I t was back at the end of May when the new Mary Rose Museum, centrepiece of Portsmouth’s Historic Dockyard, finally opened its doors to the public.
But it was well worth the wait.
The setting, close to Nelson’s Victory and the ships of the modern Royal Navy, was perfect and the museum was immediately praised as world-class.
Now, just 18 weeks later, 250,000 people have already seen the impressive display of the hull of King Henry VIII’s ill-fated flagship and many of the artefacts found with her at the bottom of the Solent.
We’re delighted to report that such a landmark has been reached ahead of schedule.
The target at this stage was 175,000 and staff weren’t expecting to welcome their 250,000th visitor until Christmas-time.
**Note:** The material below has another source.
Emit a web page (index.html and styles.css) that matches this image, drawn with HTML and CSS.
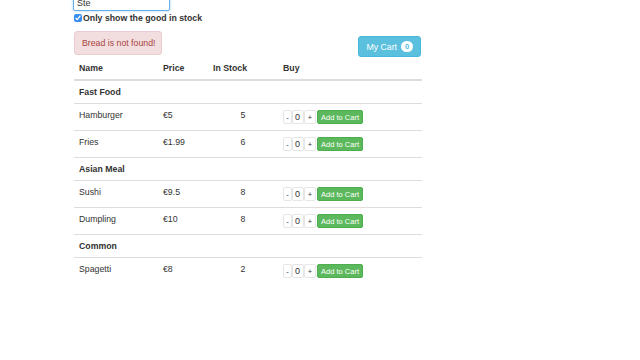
FILE: index.html
```html
<!DOCTYPE html>
<html>
<head>
<meta name="viewport" content="width=device-width, initial-scale=1">
<link rel="stylesheet" href="styles.css">
</head>
<body>

<div class="shop">

  <form class="search">
    <input type="text" class="search-box" value="Ste">
    <label class="stock-only"><input type="checkbox" checked>Only show the good in stock</label>
  </form>

  <div class="top-row">
    <div class="alert">Bread is not found!</div>
    <button class="cart-btn">My Cart <span class="badge">0</span></button>
  </div>

  <table class="goods">
    <colgroup>
      <col class="c-name">
      <col class="c-price">
      <col class="c-stock">
      <col class="c-buy">
    </colgroup>
    <thead>
      <tr><th>Name</th><th>Price</th><th>In Stock</th><th>Buy</th></tr>
    </thead>
    <tbody>
      <tr class="category"><td colspan="4">Fast Food</td></tr>
      <tr>
        <td>Hamburger</td><td>€5</td><td class="stock">5</td>
        <td><div class="buy"><button class="qty minus">-</button><input class="count" value="0"><button class="qty plus">+</button><button class="add">Add to Cart</button></div></td>
      </tr>
      <tr>
        <td>Fries</td><td>€1.99</td><td class="stock">6</td>
        <td><div class="buy"><button class="qty minus">-</button><input class="count" value="0"><button class="qty plus">+</button><button class="add">Add to Cart</button></div></td>
      </tr>
      <tr class="category"><td colspan="4">Asian Meal</td></tr>
      <tr>
        <td>Sushi</td><td>€9.5</td><td class="stock">8</td>
        <td><div class="buy"><button class="qty minus">-</button><input class="count" value="0"><button class="qty plus">+</button><button class="add">Add to Cart</button></div></td>
      </tr>
      <tr>
        <td>Dumpling</td><td>€10</td><td class="stock">8</td>
        <td><div class="buy"><button class="qty minus">-</button><input class="count" value="0"><button class="qty plus">+</button><button class="add">Add to Cart</button></div></td>
      </tr>
      <tr class="category"><td colspan="4">Common</td></tr>
      <tr>
        <td>Spagetti</td><td>€8</td><td class="stock">2</td>
        <td><div class="buy"><button class="qty minus">-</button><input class="count" value="0"><button class="qty plus">+</button><button class="add">Add to Cart</button></div></td>
      </tr>
    </tbody>
  </table>

</div>

</body>
</html>
```

FILE: styles.css
```css
* {
  box-sizing: border-box;
}

body {
  margin: 0;
  background-color: #fff;
  font-family: "Liberation Sans", Arial, sans-serif;
  font-size: 8.75px;
  color: #333;
}

.shop {
  width: 348px;
  margin-left: 73px;
}

.search {
  margin: 0;
}

.search-box {
  display: block;
  width: 97px;
  height: 17px;
  margin-top: -6px;
  padding: 0 3px;
  font-family: inherit;
  font-size: 9px;
  color: #333;
  border: 1px solid #66afe9;
  border-radius: 2px;
  box-shadow: 0 0 3px rgba(102, 175, 233, 0.6);
  outline: none;
}

.stock-only {
  display: flex;
  align-items: center;
  height: 11px;
  margin-top: 1px;
  margin-left: 1px;
  font-weight: bold;
  color: #333;
}

.stock-only input {
  width: 8px;
  height: 8px;
  margin: 0 1px 0 0;
  accent-color: #3b8ef0;
}

.top-row {
  display: flex;
  justify-content: space-between;
  align-items: flex-start;
  margin-top: 8px;
  padding-left: 1px;
}

.alert {
  padding: 5px 6px 5px 7px;
  line-height: 12px;
  color: #a94442;
  background-color: #f2dede;
  border: 1px solid #ebccd1;
  border-radius: 3px;
}

.cart-btn {
  display: flex;
  align-items: center;
  gap: 4px;
  height: 21px;
  margin-top: 5px;
  padding: 0 7px;
  font-family: inherit;
  font-size: 8.75px;
  color: #fff;
  background-color: #5bc0de;
  border: 1px solid #46b8da;
  border-radius: 3px;
}

.badge {
  display: inline-block;
  min-width: 12px;
  height: 11px;
  padding: 0 3px;
  font-size: 7.5px;
  font-weight: bold;
  line-height: 11px;
  text-align: center;
  color: #5bc0de;
  background-color: #fff;
  border-radius: 6px;
}

.goods {
  width: 348px;
  margin-left: 1px;
  border-collapse: collapse;
  table-layout: fixed;
}

.c-name { width: 84px; }
.c-price { width: 50px; }
.c-stock { width: 70px; }

.goods th,
.goods td {
  padding: 5px;
  line-height: 12px;
  text-align: left;
  vertical-align: top;
}

.goods th {
  border-bottom: 2px solid #ddd;
}

.goods td {
  border-top: 1px solid #ddd;
}

.goods .category td {
  font-weight: bold;
}

.goods td.stock {
  text-align: center;
}

.buy {
  display: flex;
  align-items: center;
  height: 16px;
}

.qty {
  height: 14px;
  padding: 0;
  font-family: inherit;
  font-size: 7.5px;
  color: #333;
  background-color: #fff;
  border: 1px solid #e6e6e6;
  border-radius: 2px;
}

.minus { width: 9px; }
.plus { width: 12px; }

.count {
  width: 12px;
  height: 14px;
  padding: 0 0 0 2px;
  font-family: inherit;
  font-size: 9px;
  color: #333;
  border: 1px solid #e6e6e6;
  border-radius: 2px;
}

.add {
  width: 46px;
  height: 14px;
  margin-left: 1px;
  padding: 0;
  font-family: inherit;
  font-size: 7.5px;
  color: #fff;
  background-color: #5cb85c;
  border: 1px solid #4cae4c;
  border-radius: 2px;
}
```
People are flocking from home and abroad to experience what must now be regarded as one of this country’s finest museums, telling the story of the Mary Rose and the men who served in her in such a captivating and compelling way.
A lot of hard work has gone into this new interpretation and the creation of a striking building that allows the public to walk through the ship and get a real sense of what life must have been like in Tudor times.
A lot of money has been spent too.
But £27m seems like a price well worth paying as word continues to spread and people arrive in Portsmouth to queue up and see the museum for themselves.
Of course, all new attractions tend to enjoy a honeymoon period when novelty is the draw because everybody is seeing it for the first time.
As the people behind the Spinnaker Tower know, getting people to make repeat trips and keeping the visitor numbers up is much harder.
But we think everybody involved with the Mary Rose Museum can look forward to the future with confidence.
What they have done is set a benchmark for other museums and we are very proud to have such a fascinating piece of history in our midst.